In all cases, foundation design should consider not just the magnitude of settlement but also the allowable settlement for the specific structure, which varies based on the structure's type and sensitivity to settlement.

What is the relationship between Cc and the liquid limit of a soil?

There is a well-established empirical relationship between the Compression Index (Cc) and the liquid limit (LL) of a soil, particularly for clays. This relationship was first proposed by Skempton (1944) and has been refined by subsequent researchers.

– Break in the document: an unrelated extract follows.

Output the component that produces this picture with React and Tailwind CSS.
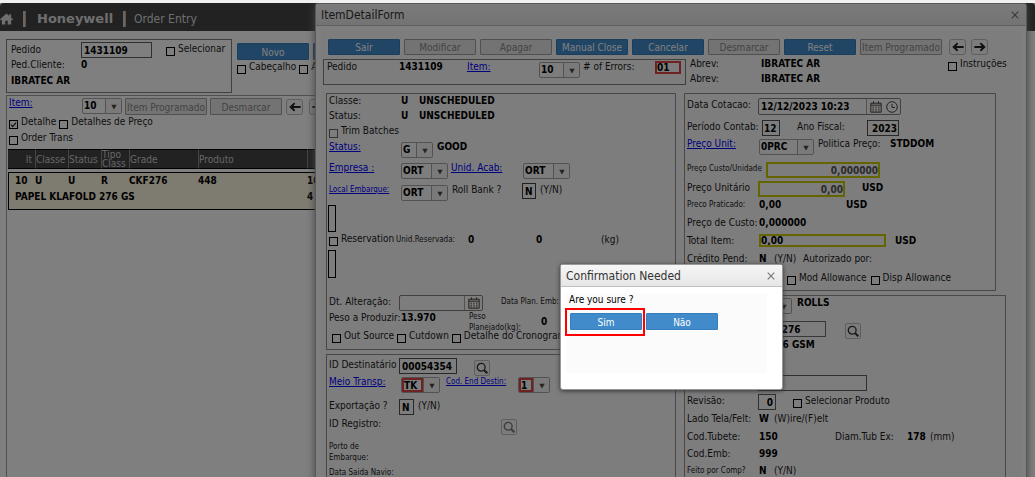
import React from "react";

function Txt({ children, bold, small, className = "" }) {
  return (
    <span className={`whitespace-nowrap leading-[14px] ${bold ? "font-bold text-black" : "text-[#1c1c1c]"} ${small ? "text-[8px]" : ""} ${className}`}>
      {children}
    </span>
  );
}

function Label({ htmlFor, children, small, className = "" }) {
  return (
    <label htmlFor={htmlFor} className={`whitespace-nowrap leading-[14px] text-[#1c1c1c] ${small ? "text-[8px]" : ""} ${className}`}>
      {children}
    </label>
  );
}

function Link({ children, small }) {
  return (
    <a href="#" className={`whitespace-nowrap leading-[14px] text-[#0000ff] underline ${small ? "text-[8px]" : ""}`}>
      {children}
    </a>
  );
}

function Check({ children, checked, disabled }) {
  return (
    <label className="flex items-start gap-[3px] whitespace-nowrap leading-[14px] text-[#1c1c1c]">
      <span className="relative mt-[5px] flex h-[9px] w-[9px] shrink-0">
        <input type="checkbox" defaultChecked={checked} disabled={disabled} className={`h-[9px] w-[9px] appearance-none border ${disabled ? "border-[#666666]" : "border-black"}`} />
        {checked && (
          <svg viewBox="0 0 9 9" className="pointer-events-none absolute inset-0 h-[9px] w-[9px]">
            <path d="M2 4.8 3.7 6.6 7 2.6" fill="none" stroke="#222" strokeWidth="1.3" />
          </svg>
        )}
      </span>
      {children}
    </label>
  );
}

function Combo({ value, label, id, className = "", error }) {
  return (
    <span className={`mt-[2px] flex h-4 overflow-hidden rounded-[2px] border border-[#a4a4a4] ${className}`}>
      <select id={id} aria-label={label} className={`min-w-0 flex-1 appearance-none font-bold leading-[12px] text-black ${error ? "border-2 border-[#e04444]" : "pl-px"}`}>
        <option>{value}</option>
      </select>
      <span className="flex w-4 shrink-0 items-center justify-center border-l border-[#a4a4a4] bg-[#f4f4f4]">
        <svg viewBox="0 0 6 6" className="mt-[2px] h-[6px] w-[6px]">
          <path d="M.3.8h5.4L3 5.6z" fill="#54483f" />
        </svg>
      </span>
    </span>
  );
}

function Field({ value, label, id, className = "" }) {
  return (
    <input id={id} aria-label={label} defaultValue={value} className={`h-4 min-w-0 border font-bold text-black ${className}`} />
  );
}

function Btn({ children, disabled, label, className = "" }) {
  return (
    <button
      disabled={disabled}
      aria-label={label}
      className={`flex w-[72px] shrink-0 items-center justify-center overflow-hidden whitespace-nowrap rounded-[1px] border pt-[2px] leading-[14px] ${disabled ? "border-[#a0a0a0] bg-[#e6e6e6] text-[#888888]" : "border-[#357ebd] bg-[#428bca] text-white"} ${className}`}
    >
      {children}
    </button>
  );
}

function ArrowBtn({ right }) {
  return (
    <button aria-label={right ? "Próximo" : "Anterior"} className="flex h-4 w-[17px] shrink-0 items-center justify-center rounded-[3px] border border-[#bcbcbc] bg-[#f8f8f8]">
      <svg viewBox="0 0 12 10" className={`h-[10px] w-3 ${right ? "rotate-180" : ""}`}>
        <path d="M.3 5 5 .6 6.2 1.8 4.4 3.9h7.2v2.2H4.4l1.8 2.1L5 9.4z" fill="#222" />
      </svg>
    </button>
  );
}

function SearchBtn({ disabled }) {
  return (
    <button aria-label="Pesquisar" disabled={disabled} className={`mt-[2px] flex h-4 w-4 items-center justify-center rounded-[2px] border border-[#bcbcbc] bg-[#f6f6f6] ${disabled ? "text-[#777777]" : "text-[#333333]"}`}>
      <svg viewBox="0 0 12 12" className="h-3 w-3 shrink-0">
        <circle cx="5.2" cy="5.2" r="3.9" fill="none" stroke="currentColor" strokeWidth="1.3" />
        <path d="m8 8 3.3 3.3" stroke="currentColor" strokeWidth="2" />
      </svg>
    </button>
  );
}

function CalendarIcon() {
  return (
    <svg viewBox="0 0 12 12" className="h-3 w-3 shrink-0" fill="none" stroke="#4d443e">
      <path d="M.8 2.2h10.4v9H.8zM1 4.2h10M3.5.4v2.4M8.5.4v2.4" />
      <path d="M2.5 6.2h7M2.5 8.2h7M2.5 10h7" strokeDasharray="1.4 1.4" />
    </svg>
  );
}

function ClockIcon() {
  return (
    <svg viewBox="0 0 12 12" className="h-3 w-3 shrink-0" fill="none" stroke="#4d443e">
      <circle cx="6" cy="6" r="5.3" />
      <path d="M6 3v3.5h3" />
    </svg>
  );
}

const panel = "border border-[#909090]";

function OrderPage() {
  return (
    <div className="h-full rounded-t-[4px] bg-white">
      <header className="flex h-7 items-center rounded-t-[4px] bg-[#444444] pt-[3px] text-[#dddddd]">
        <svg viewBox="0 0 14 12" className="h-3 w-[13px]">
          <path d="M7 0 0 6.4 1 7.5 2 6.7V12h3.7V8h2.6v4H12V6.7l1 .8 1-1.1-2-1.8V1h-2v1.8z" fill="#dddddd" />
        </svg>
        <span className="ml-[10px] h-4 w-[3px] border-r border-[#e0a060] bg-[#c8d0dc]" />
        <span className="ml-[11px] w-[86px] text-[13px] font-bold [font-family:'DejaVu_Sans',sans-serif]">Honeywell</span>
        <span className="h-4 w-[3px] border-r border-[#e0a060] bg-[#c8d0dc]" />
        <span className="ml-[8px] text-[12px]">Order Entry</span>
      </header>
      <main className="pl-[6px] pr-4 pt-2">
        <div className="flex">
          <section className="h-[54px] w-[226px] border border-[#808080] pl-1 pt-[2px]">
            <div className="grid grid-cols-[70px_85px_auto] items-start">
              <Label htmlFor="pedido" className="mt-px">Pedido</Label>
              <Field id="pedido" value="1431109" className="w-[71px] border-[#606060] px-[2px]" />
              <Check>Selecionar</Check>
            </div>
            <div className="grid grid-cols-[70px_auto]">
              <Txt>Ped.Cliente:</Txt>
              <Txt bold>0</Txt>
            </div>
            <div className="flex pt-[2px]"><Txt bold>IBRATEC AR</Txt></div>
          </section>
          <div className="flex flex-col pl-[5px] pt-1">
            <div className="flex gap-1">
              <Btn className="h-[17px]">Novo</Btn>
              <Btn label="Salvar" className="h-[17px]" />
            </div>
            <div className="flex gap-[3px]">
              <Check>Cabeçalho</Check>
              <Check>A</Check>
            </div>
          </div>
        </div>
        <section className="mt-[2px] border border-[#a0a0a0] pl-px pb-[400px]">
          <div className="grid grid-cols-[73px_43px_85px_76px_23px_auto] items-start pl-px">
            <Link>Item:</Link>
            <Combo value="10" label="Item" className="w-10" />
            <Btn disabled className="mt-[2px] h-[17px] w-[82px]">Item Programado</Btn>
            <Btn disabled className="mt-[2px] h-[17px]">Desmarcar</Btn>
            <span className="mt-[3px]"><ArrowBtn /></span>
            <span className="mt-[3px]"><ArrowBtn right /></span>
          </div>
          <div className="flex h-4 gap-[3px] pl-px">
            <Check checked>Detalhe</Check>
            <Check>Detalhes de Preço</Check>
          </div>
          <div className="flex h-[18px] pl-px"><Check>Order Trans</Check></div>
          <table className="w-full table-fixed border-separate border-spacing-0 text-left">
            <colgroup>
              <col className="w-[27px]" /><col className="w-[33px]" /><col className="w-[33px]" /><col className="w-[28px]" />
              <col className="w-[69px]" /><col className="w-[109px]" /><col />
            </colgroup>
            <thead>
              <tr className="h-5 bg-[#444444] leading-[9px] text-[#cccccc] [&>th]:border-y [&>th]:border-black [&>th]:p-0 [&>th]:font-normal">
                <th className="pr-[3px]! text-right">It</th>
                <th className="border-l border-l-[#888888]!">Classe</th>
                <th className="border-l border-l-[#888888]!">Status</th>
                <th className="border-l border-l-[#888888]!">Tipo Class</th>
                <th className="border-l border-l-[#888888]!">Grade</th>
                <th className="border-l border-l-[#888888]!">Produto</th>
                <th aria-label="Quantidade" className="border-l border-l-[#888888]!" />
              </tr>
            </thead>
            <tbody className="font-bold text-black">
              <tr className="h-[3px]"><td colSpan={7} className="p-0" /></tr>
              <tr className="h-4 bg-[#fdf6e1] leading-[14px] [&>td]:border-t [&>td]:border-black [&>td]:p-0">
                <td className="border-l pl-[6px]!">10</td>
                <td>U</td><td>U</td><td>R</td><td>CKF276</td><td>448</td><td>10</td>
              </tr>
              <tr className="h-[22px] bg-[#fdf6e1] [&>td]:border-b [&>td]:border-black [&>td]:p-0 [&>td]:pb-1">
                <td colSpan={6} className="border-l pl-[6px]!">PAPEL KLAFOLD 276 GS</td>
                <td>4</td>
              </tr>
            </tbody>
          </table>
        </section>
      </main>
    </div>
  );
}

function ProductionPanel() {
  return (
    <section className={`h-[257px] pl-[2px] ${panel}`}>
      <div className="grid h-[15px] grid-cols-[72px_18px_auto]"><Txt>Classe:</Txt><Txt bold>U</Txt><Txt bold>UNSCHEDULED</Txt></div>
      <div className="grid h-[15px] grid-cols-[72px_18px_auto]"><Txt>Status:</Txt><Txt bold>U</Txt><Txt bold>UNSCHEDULED</Txt></div>
      <div className="flex h-4"><Check disabled>Trim Batches</Check></div>
      <div className="grid h-[21px] grid-cols-[72px_36px_auto] items-start">
        <Link>Status:</Link><Combo value="G" label="Status" className="w-8" /><Txt bold>GOOD</Txt>
      </div>
      <div className="grid h-[22px] grid-cols-[72px_50px_72px_auto] items-start">
        <Link>Empresa :</Link><Combo value="ORT" label="Empresa" className="w-[47px]" />
        <Link>Unid. Acab:</Link><Combo value="ORT" label="Unidade de acabamento" className="w-[47px]" />
      </div>
      <div className="grid h-[22px] grid-cols-[72px_51px_70px_18px_auto] items-start">
        <Link small>Local Embarque:</Link><Combo value="ORT" label="Local de embarque" className="w-[47px]" />
        <Label htmlFor="rollbank">Roll Bank ?</Label><Field id="rollbank" value="N" className="w-[14px] border-[#404040] px-[2px]" /><Txt>(Y/N)</Txt>
      </div>
      <div className="-ml-px h-[27px] w-2 border border-black" />
      <div className="grid h-[18px] grid-cols-[67px_72px_68px_65px_auto]">
        <Check>Reservation</Check><Txt small className="pt-px">Unid.Reservada:</Txt><Txt bold className="pt-px">0</Txt><Txt bold className="pt-px">0</Txt><Txt className="pt-px">(kg)</Txt>
      </div>
      <div className="-ml-px mb-[17px] h-7 w-2 border border-black" />
      <div className="grid h-4 grid-cols-[70px_102px_auto]">
        <Label htmlFor="alteracao">Dt. Alteração:</Label>
        <span className="flex h-4 w-[84px] items-center rounded-[2px] border border-[#808080]">
          <input id="alteracao" className="h-full w-[65px] border-r border-[#a4a4a4]" />
          <span className="flex flex-1 justify-center"><CalendarIcon /></span>
        </span>
        <Txt small>Data Plan. Emb:</Txt>
      </div>
      <div className="grid h-[18px] grid-cols-[72px_68px_72px_auto] items-start">
        <Txt>Peso a Produzir:</Txt><Txt bold>13.970</Txt>
        <span className="w-12 text-[8px] leading-[11px] text-[#1c1c1c]">Peso Planejado(kg):</span>
        <Txt bold className="mt-1">0</Txt>
      </div>
      <div className="flex gap-[3px] pl-[3px]">
        <Check>Out Source</Check><Check>Cutdown</Check><Check>Detalhe do Cronograma</Check>
      </div>
    </section>
  );
}

function ShippingPanel() {
  return (
    <section className={`mt-1 h-[200px] pl-[2px] pt-[3px] ${panel}`}>
      <div className="grid h-[17px] grid-cols-[70px_75px_auto] items-start">
        <Label htmlFor="destinatario">ID Destinatário</Label><Field id="destinatario" value="00054354" className="w-[58px] border-[#505050] px-[2px]" /><SearchBtn />
      </div>
      <div className="grid h-6 grid-cols-[72px_45px_72px_auto] items-start">
        <Link>Meio Transp:</Link><Combo error value="TK" label="Meio de transporte" className="w-[39px]" />
        <Link small>Cod. End Destin:</Link><Combo error value="1" label="Código do endereço" className="w-8" />
      </div>
      <div className="grid h-[18px] grid-cols-[70px_19px_auto] items-start">
        <Label htmlFor="exportacao">Exportação ?</Label><Field id="exportacao" value="N" className="w-[15px] border-[#505050] px-[2px]" /><Txt>(Y/N)</Txt>
      </div>
      <div className="grid h-6 grid-cols-[172px_auto] items-start"><Txt>ID Registro:</Txt><SearchBtn disabled /></div>
      <p className="h-6 w-12 text-[8px] leading-[11px] text-[#1c1c1c]">Porto de Embarque:</p>
      <Txt small>Data Saida Navio:</Txt>
    </section>
  );
}

const yellow = "border-2 border-[#c8c800]";

function PricePanel() {
  return (
    <section className={`h-[198px] w-[312px] pl-[2px] pt-1 ${panel}`}>
      <div className="grid h-[22px] grid-cols-[71px_auto] items-start">
        <Label htmlFor="cotacao">Data Cotacao:</Label>
        <span className="flex h-[17px] w-[143px] items-center rounded-[2px] border border-[#808080]">
          <input id="cotacao" defaultValue="12/12/2023 10:23" className="h-full w-[108px] border-r border-[#a4a4a4] pl-[2px] font-bold text-black" />
          <span className="flex flex-1 justify-center gap-[4px]"><CalendarIcon /><ClockIcon /></span>
        </span>
      </div>
      <div className="grid h-[17px] grid-cols-[75px_35px_70px_auto] items-start">
        <Label htmlFor="periodo">Período Contab:</Label><Field id="periodo" value="12" className="w-[18px] border-[#505050] px-px" />
        <Label htmlFor="ano">Ano Fiscal:</Label><Field id="ano" value="2023" className="w-8 border-[#505050] px-px text-right" />
      </div>
      <div className="grid h-[25px] grid-cols-[72px_59px_72px_auto] items-start">
        <Link>Preço Unit:</Link><Combo value="0PRC" label="Preço unitário" className="w-[55px]" /><Txt>Politica Preço:</Txt><Txt bold>STDDOM</Txt>
      </div>
      <div className="grid h-[19px] grid-cols-[79px_auto] items-start">
        <Label small htmlFor="custo">Preço Custo/Unidade</Label>
        <input id="custo" defaultValue="0,000000" className={`h-4 w-[114px] text-right font-bold text-[#555555] ${yellow}`} />
      </div>
      <div className="grid h-[17px] grid-cols-[71px_104px_auto] items-start">
        <Label htmlFor="unitario">Preço Unitário</Label>
        <input id="unitario" defaultValue="0,00" className={`h-4 w-[87px] text-right font-bold text-[#555555] ${yellow}`} />
        <Txt bold>USD</Txt>
      </div>
      <div className="grid h-[18px] grid-cols-[72px_87px_auto]"><Txt small>Preco Praticado:</Txt><Txt bold>0,00</Txt><Txt bold>USD</Txt></div>
      <div className="grid h-[18px] grid-cols-[72px_auto]"><Txt>Preço de Custo:</Txt><Txt bold>0,000000</Txt></div>
      <div className="grid h-[18px] grid-cols-[72px_136px_auto] items-start">
        <Label htmlFor="total">Total Item:</Label>
        <input id="total" defaultValue="0,00" className={`h-[13px] w-[127px] font-bold leading-[9px] text-black ${yellow}`} />
        <Txt bold>USD</Txt>
      </div>
      <div className="grid h-[19px] grid-cols-[72px_15px_29px_auto]"><Txt>Crédito Pend:</Txt><Txt bold>N</Txt><Txt>(Y/N)</Txt><Txt>Autorizado por:</Txt></div>
      <div className="flex gap-1 pl-[100px]"><Check>Mod Allowance</Check><Check>Disp Allowance</Check></div>
    </section>
  );
}

function ProductPanel() {
  return (
    <section className={`mt-1 h-[260px] w-[322px] pl-[2px] ${panel}`}>
      <div className="grid h-[25px] grid-cols-[72px_38px_auto] items-start">
        <Txt>Unidade:</Txt><Combo value="R" label="Unidade" className="w-[33px]" /><Txt bold>ROLLS</Txt>
      </div>
      <div className="grid h-[17px] grid-cols-[71px_87px_auto] items-start">
        <Label htmlFor="grade">Grade:</Label><Field id="grade" value="CKF276" className="w-[68px] border-[#707070] px-[3px]" /><SearchBtn />
      </div>
      <div className="flex h-[37px] pl-[83px]"><Txt bold>276 GSM</Txt></div>
      <div className="grid h-[19px] grid-cols-[71px_auto] items-start">
        <Label htmlFor="produto">Produto:</Label><Field id="produto" className="w-[109px] border-[#606060] px-[3px]" />
      </div>
      <div className="grid h-[18px] grid-cols-[71px_35px_auto] items-start">
        <Label htmlFor="revisao">Revisão:</Label><Field id="revisao" value="0" className="w-[18px] border-[#606060] px-[2px] text-right" /><Check>Selecionar Produto</Check>
      </div>
      <div className="grid h-[18px] grid-cols-[72px_15px_auto]"><Txt>Lado Tela/Felt:</Txt><Txt bold>W</Txt><Txt>(W)ire/(F)elt</Txt></div>
      <div className="grid h-[17px] grid-cols-[72px_76px_72px_23px_auto]">
        <Txt>Cod.Tubete:</Txt><Txt bold>150</Txt><Txt>Diam.Tub Ex:</Txt><Txt bold>178</Txt><Txt>(mm)</Txt>
      </div>
      <div className="grid h-[17px] grid-cols-[72px_auto]"><Txt>Cod.Emb:</Txt><Txt bold>999</Txt></div>
      <div className="grid grid-cols-[72px_15px_auto]"><Txt small>Feito por Comp?</Txt><Txt bold>N</Txt><Txt>(Y/N)</Txt></div>
    </section>
  );
}

function TitleBar({ children }) {
  return (
    <header className="flex h-[22px] items-center justify-between border-b border-[#c0c0c0] bg-linear-to-b from-[#f6f6f6] to-[#e6e6e6] pl-[5px] pr-[3px] pt-px text-[12px] text-[#333333]">
      <h2 className="whitespace-nowrap">{children}</h2>
      <button aria-label="Fechar" className="flex h-4 w-4 items-center justify-center">
        <svg viewBox="0 0 8 8" className="h-2 w-2"><path d="m.7.7 6.6 6.6M7.3.7.7 7.3" stroke="#777" strokeWidth="1.2" /></svg>
      </button>
    </header>
  );
}

function ItemDetailForm() {
  return (
    <div className="absolute -bottom-20 left-[315px] right-2 top-0 overflow-hidden rounded-t-[3px] border border-[#b0b0b0] bg-white shadow-[0_0_8px_#888888]">
      <TitleBar>ItemDetailForm</TitleBar>
      <div className="px-[5px] pt-[5px]">
        <div className="bg-[#fafafa] pt-2">
          <div className="flex h-4 gap-1 pl-[7px]">
            <Btn>Sair</Btn><Btn disabled>Modificar</Btn><Btn disabled>Apagar</Btn><Btn>Manual Close</Btn><Btn>Cancelar</Btn>
            <Btn disabled>Desmarcar</Btn><Btn>Reset</Btn><Btn disabled className="w-[82px]">Item Programado</Btn>
            <span className="ml-[3px] flex gap-[5px]"><ArrowBtn /><ArrowBtn right /></span>
          </div>
          <div className="flex items-start gap-1 pl-[2px] pt-[2px]">
            <div className="mt-[2px] grid h-[26px] w-[363px] grid-cols-[72px_68px_72px_44px_72px_auto] items-start border border-[#808080] pl-[3px]">
              <Txt>Pedido</Txt><Txt bold>1431109</Txt><Link>Item:</Link><Combo value="10" label="Item do formulário" className="w-[41px]" />
              <Label htmlFor="errors"># of Errors:</Label>
              <input id="errors" defaultValue="01" className="mt-px h-[13px] w-[26px] border-2 border-[#e04444] font-bold leading-[9px] text-black" />
            </div>
            <div className="grid grid-cols-[71px_187px_auto] gap-y-px">
              <Txt>Abrev:</Txt><Txt bold>IBRATEC AR</Txt><Check>Instruções</Check>
              <Txt>Abrev:</Txt><Txt bold>IBRATEC AR</Txt>
            </div>
          </div>
          <div className="flex gap-2 pl-[5px] pt-[7px]">
            <div className="w-[350px] shrink-0"><ProductionPanel /><ShippingPanel /></div>
            <div><PricePanel /><ProductPanel /></div>
          </div>
        </div>
      </div>
    </div>
  );
}

function Confirmation() {
  return (
    <div role="dialog" aria-label="Confirmation Needed" className="absolute left-[560px] top-[261px] h-[126px] w-[223px] rounded-[3px] border border-[#999999] bg-white shadow-[0_1px_4px_#333333]">
      <TitleBar>Confirmation Needed</TitleBar>
      <div className="ml-[5px] mr-[15px] mt-[6px] h-20 bg-[#fbfbfb] pl-[3px]">
        <p className="leading-[14px] text-black">Are you sure ?</p>
        <div className="flex gap-1 pl-px pt-[6px]">
          <span className="relative flex">
            <Btn className="h-[17px]">Sim</Btn>
            <span className="pointer-events-none absolute -bottom-[6px] -left-[5px] -right-[3px] -top-[5px] border-2 border-[#ff0000]" />
          </span>
          <Btn className="h-[17px]">Não</Btn>
        </div>
      </div>
    </div>
  );
}

export default function App() {
  return (
    <div className="h-screen overflow-hidden bg-[#f0f0f0] pt-[3px] text-[10px] leading-[14px] [font-family:'DejaVu_Sans_Condensed','DejaVu_Sans',sans-serif]">
      <div className="relative h-full overflow-hidden">
        <OrderPage />
        <ItemDetailForm />
        <div className="absolute inset-0 bg-black/50" />
        <Confirmation />
      </div>
    </div>
  );
}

The most commonly used relationship is:

Cc ≈ 0.009 (LL - 10)

This equation provides a reasonable estimate for many clays, though the actual relationship can vary based on factors like:

  • Soil type: The relationship is most reliable for inorganic clays. Organic clays may have higher Cc values for a given LL.
  • Mineralogy: Montmorillonite clays typically have higher Cc values than kaolinite or illite clays for the same LL.
  • Stress history: Overconsolidated clays may have lower Cc values than normally consolidated clays with the same LL.
  • Sensitivity: Sensitive clays may deviate from this relationship.

While this empirical relationship is useful for preliminary estimates, it should be verified with actual consolidation test data for critical projects.